Mas para o advogado, “esta prisão traz consigo o simbolismo da afirmação de que os militares não estão acima da lei e devem responder por seus atos, como todos os cidadãos do país, que depois do 8 de janeiro de 2023 luta para se afirmar contra o fascismo e o autoritarismo, infelizmente representados pelos militares ao longo de toda a história republicana, em seu anseio de perpetuar seu imaginado ‘direito de tutela’ sobre os civis”.
Verdade… A caneta dos ministros do STF e os fuzis da PF irão nos salvar dos tanques e armas pesadas dos militares… Apenas um ingênuo poderia acreditar nisto. Quando for necessário para a burguesia (o qual um setor está tentando frear o bolsonarismo momentaneamente), os militares voltarão a exercer seu “direito de tutela” sobre o conjunto do povo. E “a luta para se afirmar contra o fascismo e o autoritarismo” terá acabado, com a esquerda tendo de lidar novamente contra aqueles que ela agora coloca todas as esperanças para salvar a “democracia”.

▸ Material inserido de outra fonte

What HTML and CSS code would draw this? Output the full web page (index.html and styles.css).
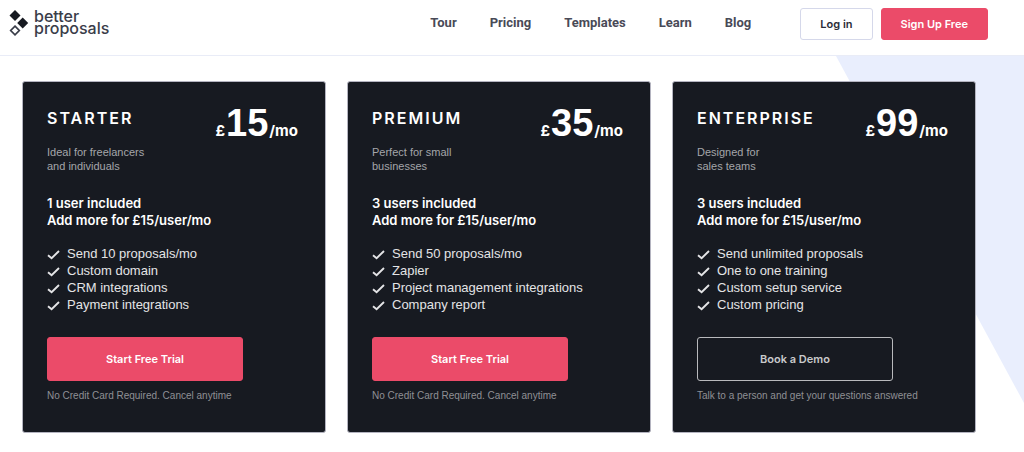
FILE: index.html
```html
<!DOCTYPE html>
<html lang="en">
<head>
<meta charset="utf-8">
<meta name="viewport" content="width=device-width, initial-scale=1">
<title>Better Proposals – Pricing</title>
<link rel="stylesheet" href="styles.css">
</head>
<body>
<svg class="sprite" aria-hidden="true">
  <symbol id="check" viewBox="0 0 13 11"><path d="M1 6.2 4.6 9.2 12 2" fill="none" stroke="currentColor" stroke-width="1.9"/></symbol>
</svg>
<header class="header">
  <a class="logo" href="#" aria-label="Better Proposals">
    <svg class="logo-mark" viewBox="0 0 20 26" aria-hidden="true">
      <path d="M6 0 11.5 5.5 6 11 .5 5.5Z" fill="#171a21"/>
      <path d="M13.7 7.5 19.2 13 13.7 18.5 8.2 13Z" fill="#171a21"/>
      <path d="M6 16.2 10.3 20.5 6 24.8 1.7 20.5Z" fill="none" stroke="#3a3d49" stroke-width="1.7"/>
    </svg>
    <span class="logo-text">better<br>proposals</span>
  </a>
  <nav class="nav">
    <a href="#">Tour</a>
    <a href="#">Pricing</a>
    <a href="#">Templates</a>
    <a href="#">Learn</a>
    <a href="#">Blog</a>
  </nav>
  <div class="account">
    <button class="btn btn-login" type="button">Log in</button>
    <button class="btn btn-signup" type="button">Sign Up Free</button>
  </div>
</header>
<main class="pricing">
  <svg class="slant" viewBox="0 0 188 347" aria-hidden="true"><path d="M0 0H188V347Z" fill="#e9eefd"/></svg>
  <section class="card">
    <div class="card-head">
      <h2>STARTER</h2>
      <p class="price"><span>£</span><strong>15</strong><span>/mo</span></p>
    </div>
    <p class="tagline">Ideal for freelancers<br>and individuals</p>
    <p class="users">1 user included<br>Add more for £15/user/mo</p>
    <ul class="features">
      <li><svg class="check"><use href="#check"/></svg>Send 10 proposals/mo</li>
      <li><svg class="check"><use href="#check"/></svg>Custom domain</li>
      <li><svg class="check"><use href="#check"/></svg>CRM integrations</li>
      <li><svg class="check"><use href="#check"/></svg>Payment integrations</li>
    </ul>
    <button class="btn cta" type="button">Start Free Trial</button>
    <p class="note">No Credit Card Required. Cancel anytime</p>
  </section>
  <section class="card">
    <div class="card-head">
      <h2>PREMIUM</h2>
      <p class="price"><span>£</span><strong>35</strong><span>/mo</span></p>
    </div>
    <p class="tagline">Perfect for small<br>businesses</p>
    <p class="users">3 users included<br>Add more for £15/user/mo</p>
    <ul class="features">
      <li><svg class="check"><use href="#check"/></svg>Send 50 proposals/mo</li>
      <li><svg class="check"><use href="#check"/></svg>Zapier</li>
      <li><svg class="check"><use href="#check"/></svg>Project management integrations</li>
      <li><svg class="check"><use href="#check"/></svg>Company report</li>
    </ul>
    <button class="btn cta" type="button">Start Free Trial</button>
    <p class="note">No Credit Card Required. Cancel anytime</p>
  </section>
  <section class="card">
    <div class="card-head">
      <h2>ENTERPRISE</h2>
      <p class="price"><span>£</span><strong>99</strong><span>/mo</span></p>
    </div>
    <p class="tagline">Designed for<br>sales teams</p>
    <p class="users">3 users included<br>Add more for £15/user/mo</p>
    <ul class="features">
      <li><svg class="check"><use href="#check"/></svg>Send unlimited proposals</li>
      <li><svg class="check"><use href="#check"/></svg>One to one training</li>
      <li><svg class="check"><use href="#check"/></svg>Custom setup service</li>
      <li><svg class="check"><use href="#check"/></svg>Custom pricing</li>
    </ul>
    <button class="btn cta cta-outline" type="button">Book a Demo</button>
    <p class="note">Talk to a person and get your questions answered</p>
  </section>
</main>
</body>
</html>
```
FILE: styles.css
```css
* { box-sizing: border-box; }
body {
  margin: 0;
  background: #fff;
  color: #fff;
  font-family: Inter, "Liberation Sans", sans-serif;
}
h2, p, ul { margin: 0; padding: 0; }
a { color: inherit; text-decoration: none; }
.sprite { position: absolute; width: 0; height: 0; }

.header {
  display: flex;
  align-items: flex-start;
  padding: 8px 36px 15px 9px;
  border-bottom: 1px solid #e9ecf7;
}
.logo { display: flex; gap: 5px; padding-top: 2px; margin-right: auto; }
.logo-mark { width: 20px; height: 26px; }
.logo-text { font: 500 16px/12px Inter, sans-serif; color: #3a3d49; }
.nav {
  display: flex;
  gap: 33px;
  font: 700 13px/30px Roboto, sans-serif;
  color: #494a57;
}
.account { display: flex; gap: 8px; margin-left: 49px; }
.btn {
  border: 1px solid #eb4b69;
  border-radius: 3px;
  background: #eb4b69;
  color: #fff;
  font: 600 11px/16px Inter, sans-serif;
}
.account .btn { padding: 7px 19px; }
.account .btn-login { background: #fff; border-color: #d5d8ea; color: #2b2d38; }

.pricing {
  position: relative;
  display: grid;
  grid-template-columns: repeat(3, 1fr);
  gap: 21px;
  padding: 25px 48px 19px 22px;
}
.slant { position: absolute; top: 0; right: 0; width: 188px; height: 347px; }
.card {
  position: relative;
  padding: 24px 27px 29px 24px;
  border: 1px solid #b4b4c0;
  border-radius: 3px;
  background: #171a21;
}
.card-head { display: flex; justify-content: space-between; align-items: flex-start; height: 36px; }
.card h2 { font-size: 16px; font-weight: 600; line-height: 24px; letter-spacing: 2px; }
.price {
  display: flex;
  align-items: baseline;
  gap: 1px;
  font: 700 15px/34px Inter, sans-serif;
}
.price strong { font: 700 38px/34px "Liberation Sans", sans-serif; }
.tagline { padding-top: 3px; color: #a5a6aa; font: 11px/14px "Liberation Sans", sans-serif; }
.users { margin-top: 22px; font-size: 13px; font-weight: 600; line-height: 17px; }
.features { margin-top: 16px; list-style: none; color: #e4e4e6; font: 13px/17px "Liberation Sans", sans-serif; }
.features li { display: flex; gap: 7px; }
.check { width: 13px; height: 11px; margin-top: 4px; }
.cta { display: block; width: 196px; margin-top: 24px; padding: 13px; }
.cta-outline { background: transparent; border-color: #b9babd; color: #c9cacc; }
.note { margin-top: 8px; color: #8f9095; font: 10px/14px "Liberation Sans", sans-serif; }
```
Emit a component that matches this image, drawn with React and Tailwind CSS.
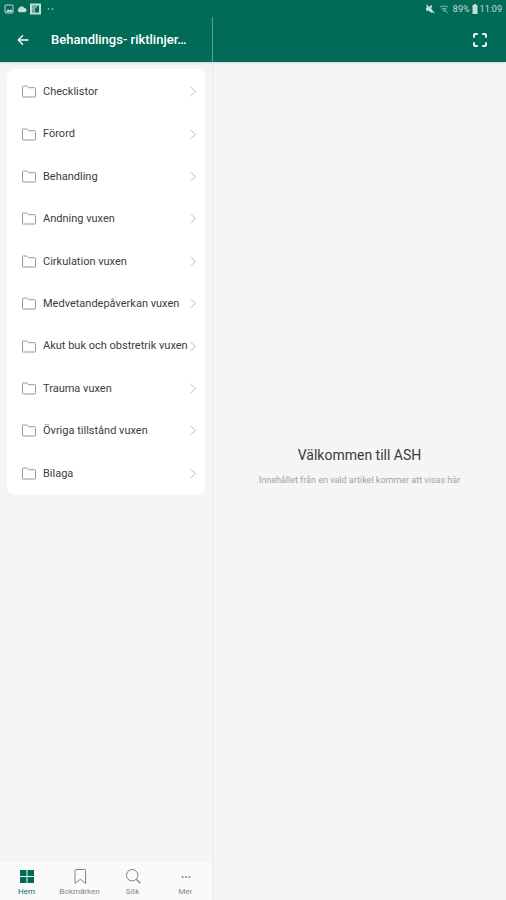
import React, { useState } from 'react'
import clsx from 'clsx'

const chapters = [
    'Checklistor',
    'Förord',
    'Behandling',
    'Andning vuxen',
    'Cirkulation vuxen',
    'Medvetandepåverkan vuxen',
    'Akut buk och obstretrik vuxen',
    'Trauma vuxen',
    'Övriga tillstånd vuxen',
    'Bilaga',
];

function FolderIcon() {
    return (
        <svg viewBox="0 0 16 14" className="h-3.5 w-4 shrink-0" fill="none" stroke="#999999" strokeWidth="1" strokeLinejoin="round">
            <path d="M1.5 11.500V1.800q0-.8.8-.8h3.500l1.800 1.700h6.100q.8 0 .8.8v8q0 .5-.6.5H2.100q-.6 0-.6-.5z" />
        </svg>
    )
}

function ChevronIcon() {
    return (
        <svg viewBox="0 0 8 12" className="h-3 w-2 shrink-0" fill="none" stroke="#b4b4b4" strokeWidth="0.9">
            <path d="M1.500 1 6.500 5.500l-5 4.500" />
        </svg>
    )
}

function StatusBar() {
    return (
        <div className="flex h-[17px] items-center justify-between pt-px pr-1 pl-1 text-[#c5ddd8]">
            <div className="flex items-center gap-[3px]">
                <svg viewBox="0 0 10 10" className="h-2.5 w-2.5" fill="none" stroke="currentColor">
                    <rect x="1" y="1" width="8" height="8" rx="1" />
                    <path d="m2 8 2-3 1.500 1.500L7 5l1.500 3z" fill="currentColor" stroke="none" />
                </svg>
                <svg viewBox="0 0 10 8" className="h-2 w-2.5" fill="currentColor">
                    <path d="M2.300 7.300A2.200 2.200 0 0 1 2 3.200 2.800 2.800 0 0 1 7.200 3 2.200 2.200 0 0 1 8 7.300z" />
                </svg>
                <svg viewBox="0 0 11 12" className="h-3 w-[11px]" fill="currentColor">
                    <path fillRule="evenodd" d="M0 .5h11v11H0zM2 2.500v7h7v-7z" />
                    <path d="M2 2.500h6.500L5 6 2 9z" opacity="0.6" />
                    <path d="M2 9.500 5 6v3.500z" opacity="0.7" />
                </svg>
                <svg viewBox="0 0 10 4" className="ml-0.5 h-1 w-2.5" fill="currentColor" opacity="0.7">
                    <circle cx="2.500" cy="2" r="0.9" />
                    <circle cx="6.500" cy="2" r="0.9" />
                </svg>
            </div>
            <div className="flex items-center gap-0.5 text-[9px] leading-none">
                <svg viewBox="0 0 10 10" className="h-2.5 w-2.5" fill="currentColor">
                    <path d="M1 3.300h2.200L7 1v8L3.200 6.700H1z" />
                    <path d="m1.500 1 7.500 8" stroke="currentColor" strokeWidth="1.200" />
                    <path d="M5.500 4 9 2.500v4z" fill="#006b57" />
                </svg>
                <svg viewBox="0 0 10 10" className="mx-0.5 h-2.5 w-2.5" fill="none" stroke="currentColor" opacity="0.7">
                    <path d="M1 3q4-2.500 8 0M2.500 5q2.500-1.600 5 0M4 7q1-.8 2 0M4.500 4.500l4 4.500" />
                </svg>
                <span>89%</span>
                <svg viewBox="0 0 6 10" className="h-2.5 w-1.5" fill="currentColor">
                    <path d="M2 0h2v1h1.500v9h-5V1H2z" />
                </svg>
                <span>11:09</span>
            </div>
        </div>
    )
}

const tabs = [
    {
        name: 'Hem',
        icon: (
            <g fill="currentColor" stroke="none">
                <rect x="1" y="2" width="6.500" height="6" />
                <rect x="8.500" y="2" width="6.500" height="6" />
                <rect x="1" y="9" width="6.500" height="6" />
                <rect x="8.500" y="9" width="6.500" height="6" />
            </g>
        ),
    },
    { name: 'Bokmärken', icon: <path d="M3 15.500V2.300q0-.8.8-.8h9q.8 0 .8.8v13.200l-5.300-4.200z" /> },
    {
        name: 'Sök',
        icon: (
            <>
                <circle cx="7.200" cy="7.200" r="5.700" />
                <path d="m11.300 11.300 4 4" strokeWidth="1.300" />
            </>
        ),
    },
    {
        name: 'Mer',
        icon: (
            <g fill="currentColor" stroke="none">
                <circle cx="4.500" cy="9" r="1" />
                <circle cx="8" cy="9" r="1" />
                <circle cx="11.500" cy="9" r="1" />
            </g>
        ),
    },
];

function TabBar() {
    const [active, setActive] = useState('Hem');

    return (
        <nav className="grid grid-cols-4 bg-[#fafafa] pt-1.5 pb-[3px]">
            {tabs.map(tab => (
                <button
                key={tab.name}
                type="button"
                onClick={() => setActive(tab.name)}
                className={clsx('flex flex-col items-center gap-[3px] text-[8px] leading-[10px]', active === tab.name ? 'text-[#006b57]' : 'text-[#858585]')}
                >
                    <svg viewBox="0 0 16 16" className="h-4 w-4" fill="none" stroke="currentColor" strokeWidth="1">
                        {tab.icon}
                    </svg>
                    {tab.name}
                </button>
            ))}
        </nav>
    )
}

function App() {
    return (
        <div className="flex min-h-screen flex-col bg-[#f5f5f5] font-['Roboto',sans-serif]">
            <header className="bg-[#006b57] shadow-sm">
                <StatusBar />
                <div className="grid h-[45px] grid-cols-[212fr_294fr] text-white">
                    <div className="flex min-w-0 items-center pl-4">
                        <button type="button" aria-label="Tillbaka" className="shrink-0">
                            <svg viewBox="0 0 14 14" className="h-3.5 w-3.5" fill="none" stroke="currentColor" strokeWidth="1.4">
                                <path d="M12.500 7H2.500M7 2.300 2.300 7 7 11.700" />
                            </svg>
                        </button>
                        <h1 className="ml-[21px] text-[13px] font-medium whitespace-nowrap">Behandlings- riktlinjer…</h1>
                    </div>
                    <div className="flex items-center justify-end border-l border-[#5f9f92] pr-[18px]">
                        <button type="button" aria-label="Helskärm">
                            <svg viewBox="0 0 16 16" className="h-4 w-4" fill="none" stroke="#e3f0ed" strokeWidth="2">
                                <path d="M2 5.800V3q0-1 1-1h2.800M10.200 2H13q1 0 1 1v2.800M14 10.200V13q0 1-1 1h-2.800M5.800 14H3q-1 0-1-1v-2.800" />
                            </svg>
                        </button>
                    </div>
                </div>
            </header>
            <div className="grid flex-1 grid-cols-[212fr_294fr]">
                <div className="flex min-w-0 flex-col justify-between">
                    <ul className="mx-[7px] mt-[7px] flex min-h-[426px] flex-col rounded-lg bg-white pt-0.5">
                        {chapters.map(chapter => (
                            <li key={chapter} className="flex flex-1">
                                <a href="#" className="flex min-w-0 flex-1 items-center pr-2 pl-3.5 text-[11px] text-[#3c3c3c]">
                                    <FolderIcon />
                                    <span className="ml-1.5 min-w-0 flex-1 whitespace-nowrap">{chapter}</span>
                                    <ChevronIcon />
                                </a>
                            </li>
                        ))}
                    </ul>
                    <TabBar />
                </div>
                <main className="flex flex-col items-center justify-center border-l border-[#e8e8e8] px-4 pb-[30px] text-center">
                    <h2 className="text-sm leading-5 text-[#3a3a3a]">Välkommen till ASH</h2>
                    <p className="mt-[7px] text-[9px] leading-4 text-[#a3a3a3]">Innehållet från en vald artikel kommer att visas här</p>
                </main>
            </div>
        </div>
    )
}

export default App
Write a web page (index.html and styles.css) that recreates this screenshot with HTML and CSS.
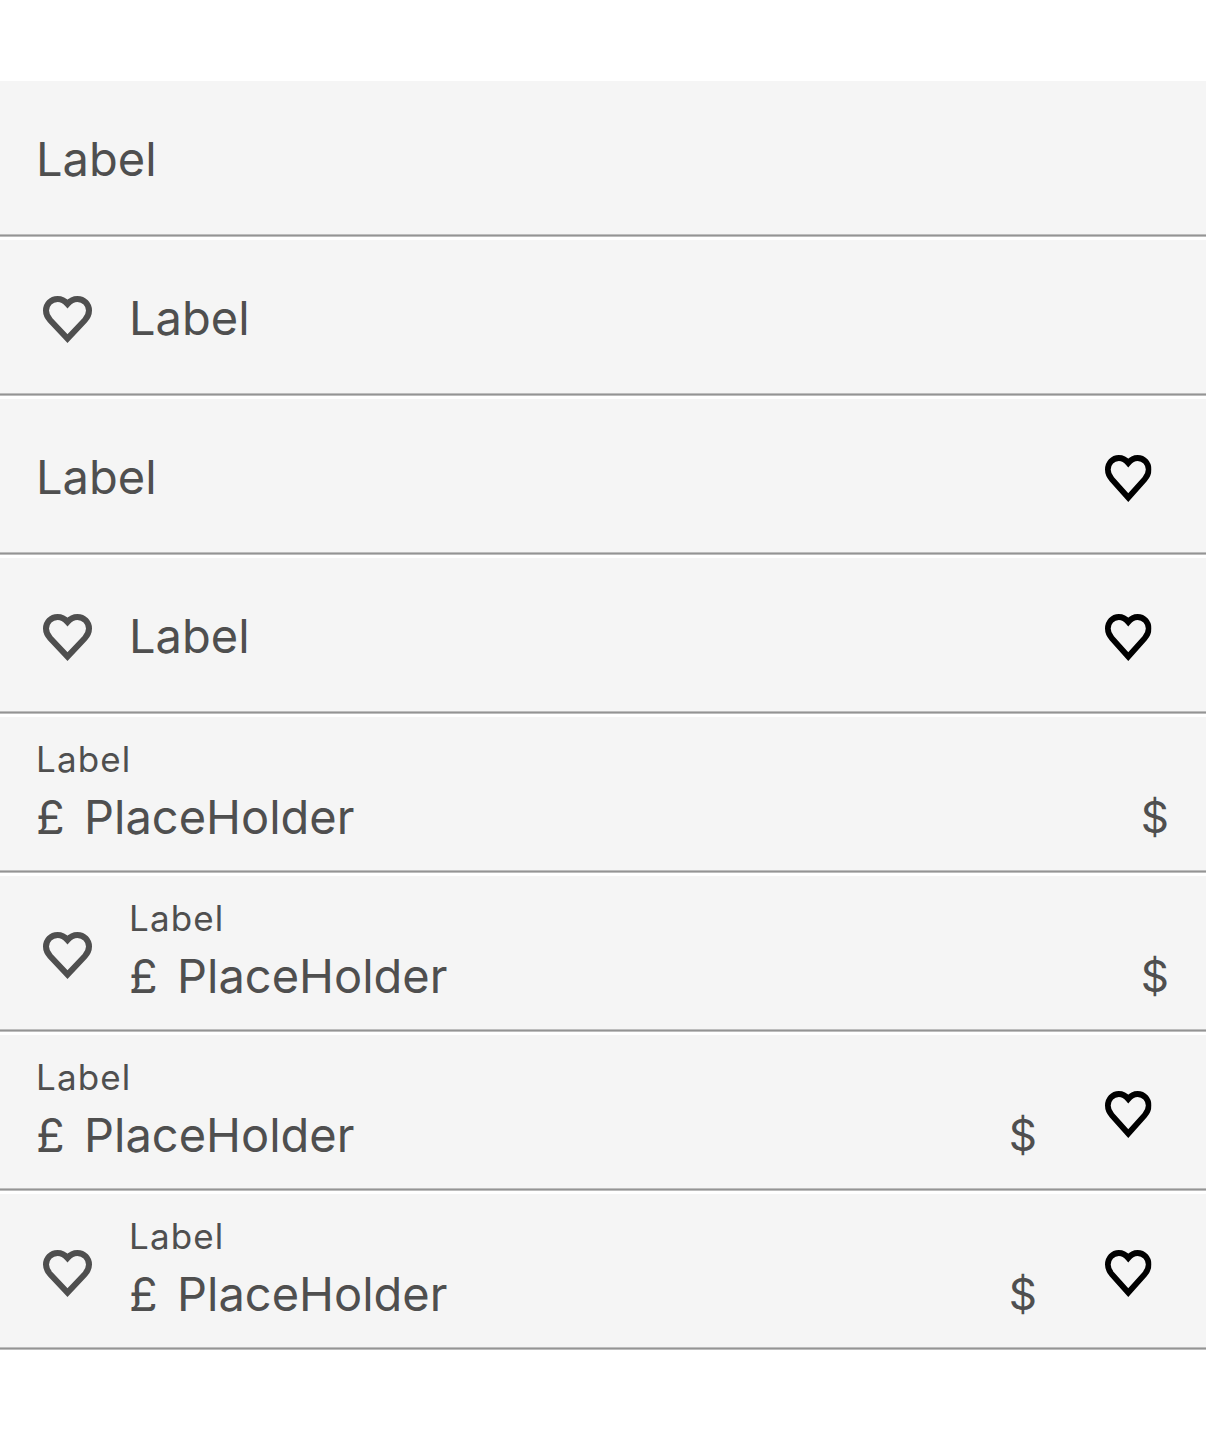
FILE: index.html
```
<!DOCTYPE html>
<html lang="en">
<head>
<meta charset="utf-8">
<title>Text fields</title>
<link rel="stylesheet" href="styles.css">
</head>
<body>
<svg class="defs" aria-hidden="true">
  <symbol id="heart" viewBox="0 0 49 47" preserveAspectRatio="none">
    <path d="M24.5 7.9C21.6 4.6 18.4 3 14.6 3C8 3 3 8.2 3 14.6C3 18.5 4.3 21.1 7.2 24.3L24.5 42.6L41.8 24.3C44.7 21.1 46 18.5 46 14.6C46 8.2 41 3 34.4 3C30.6 3 27.4 4.6 24.5 7.9Z" fill="none" stroke="currentColor" stroke-width="6"/>
  </symbol>
</svg>
<main class="fields">
  <div class="field"><span class="text">Label</span></div>
  <div class="field"><svg class="lead"><use href="#heart"/></svg><span class="text">Label</span></div>
  <div class="field"><span class="text">Label</span><svg class="trail"><use href="#heart"/></svg></div>
  <div class="field"><svg class="lead"><use href="#heart"/></svg><span class="text">Label</span><svg class="trail"><use href="#heart"/></svg></div>
  <div class="field">
    <div class="content"><span class="caption">Label</span><div class="line"><span class="prefix">£</span><span class="value">PlaceHolder</span><span class="suffix">$</span></div></div>
  </div>
  <div class="field">
    <svg class="lead"><use href="#heart"/></svg>
    <div class="content"><span class="caption">Label</span><div class="line"><span class="prefix">£</span><span class="value">PlaceHolder</span><span class="suffix">$</span></div></div>
  </div>
  <div class="field">
    <div class="content"><span class="caption">Label</span><div class="line"><span class="prefix">£</span><span class="value">PlaceHolder</span><span class="suffix">$</span></div></div>
    <svg class="trail"><use href="#heart"/></svg>
  </div>
  <div class="field">
    <svg class="lead"><use href="#heart"/></svg>
    <div class="content"><span class="caption">Label</span><div class="line"><span class="prefix">£</span><span class="value">PlaceHolder</span><span class="suffix">$</span></div></div>
    <svg class="trail"><use href="#heart"/></svg>
  </div>
</main>
</body>
</html>
```
FILE: styles.css
```
* { box-sizing: border-box; }
body {
  margin: 0;
  background: #fff;
  color: #4f4f4f;
  font-family: Inter, "Liberation Sans", sans-serif;
  font-size: 47px;
  line-height: 58px;
}
.defs { display: none; }
.fields {
  display: flex;
  flex-direction: column;
  gap: 3px;
  padding-top: 81px;
}
.field {
  display: flex;
  align-items: center;
  height: 156px;
  padding: 0 36px 3px;
  background: linear-gradient(#bdbdbd, #bdbdbd 1px, #949494 1px, #949494 2px, #bdbdbd 2px) bottom / 100% 3px no-repeat #f5f5f5;
}
.lead {
  flex: none;
  width: 49px;
  height: 47px;
  margin: 5px 37px 0 7px;
}
.trail {
  flex: none;
  width: 46.5px;
  height: 47px;
  margin: 5px 18.5px 0 67px;
  color: #000;
}
.text { flex: 1; margin-top: 3px; }
.content {
  flex: 1;
  display: flex;
  flex-direction: column;
}
.caption {
  font-size: 35px;
  line-height: 58px;
  letter-spacing: 1.1px;
  margin-top: -12px;
}
.line { display: flex; }
.prefix { width: 48px; }
.value { flex: 1; }
.suffix {
  font-size: 44px;
  line-height: 58px;
  padding-right: 1px;
}
```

“Por todos esses acontecimentos, do presente e do passado, recente ou longínquo, e para que possamos construir um projeto de esperança para o futuro, precisamos refletir sobre a necessidade de refundação da república brasileira, em bases verdadeiramente plurais e democráticas, para que o país finalmente se liberte do autoritarismo e das amarras da tutela dos militares. Para isto, o primeiro passo será a superação do estamento militar na vida política do Brasil”, conclui Folena.
Para isso, no entanto, é preciso que a classe operária lute contra o fascismo (militares, golpistas, etc.) com seus métodos típicos. Sempre foi assim que os fascistas foram superados: com a mobilização popular. Quando a esquerda apresenta como aliados outros golpistas que não têm, de fato, nenhum compromisso com a “democracia”, está ajudando a desarmar a luta popular contra o verdadeiro golpe no Brasil.